On the other hand, if you believe inflation was caused by loose monetary policy, your solution is…tight monetary policy. The biggest talk of the markets right now is how much, and how many times the Fed will raise interest rates this year. Increasing interest rates raises the cost of money, making it less attractive to borrow (mortgage rates way up for example) and therefore should have the effect of decreasing overall spending, which finally lowers inflation. The fear here is that you lower demand too quickly, which can then lead to a recession. So it’s a fine line. Raise rates enough to curb inflation but not so much that you kill the economic recovery.

I’m oversimplifying a bit, but this debate is what’s driving markets right now. A high inflation number leads investors to believe that the Fed will be MORE aggressive with raising interest rates. This should hurt demand, and ultimately stock prices. It’s not just inflation, but any indicator that leads investors to believe the economy is hot will lead to a stock sell off. We had a much better than expected jobs number a couple weeks ago, and the market went down! Why? If the economy looks strong, the perception is that it makes it easier for the Fed to be aggressive about raising rates, as the economy can take it. So as silly as it sounds, in some cases “good news is bad news”.

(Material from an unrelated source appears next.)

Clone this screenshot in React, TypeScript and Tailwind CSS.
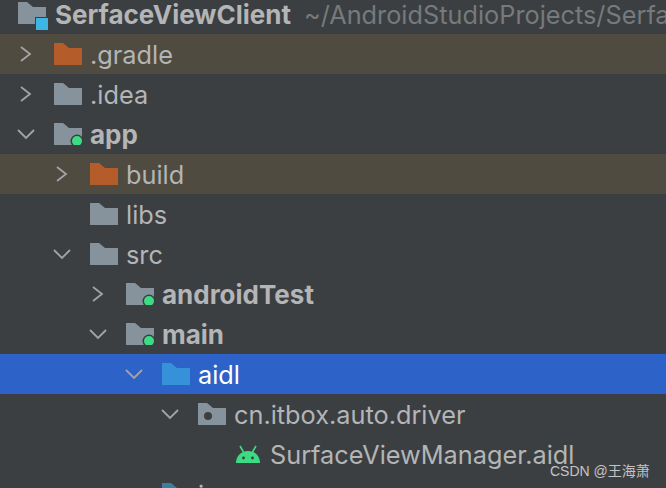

Personally, I’m more on the “inflation is the result of simple supply/demand dynamics from the pandemic” side of the debate. Some of my reasons for believing so are the fact that so much of the rise in inflation has been in sectors that were most sensitive to COVID-related disruptions. If this was truly a monetary phenomenon, I’d expect a more uniform rise in prices. Also, the Fed has been printing trillions of dollars for over a decade with no inflation, and the US dollar has been strong against other currencies.

This can all change of course. One interesting cause of inflation can simply be the BELIEF that we have inflation. If you believe your dollars will be worth less in the future, you’re incentivized to buy things today, which raises prices. So, in an interesting way, inflation can be self-fulfilling. I don’t believe this is the case today, but certainly as inflation drags on, I worry it could.

A final point on the CPI numbers. The year over year (yoy) increase is typically what gets discussed since it’s the easiest to understand. Things are 7.5% more expensive than last year for example. But it’s important to remember what that % increase is based off of. For example, inflation growth in 2020 was very low (around 0-1.4% yoy depending on the month). So all 2021 yoy numbers are especially high since they grew off a low base. The same is true for GDP growth which grew double digit % for most of 2021. I’m very interested to see what the CPI numbers look like in 2022, since they will be growing off 2021’s higher base.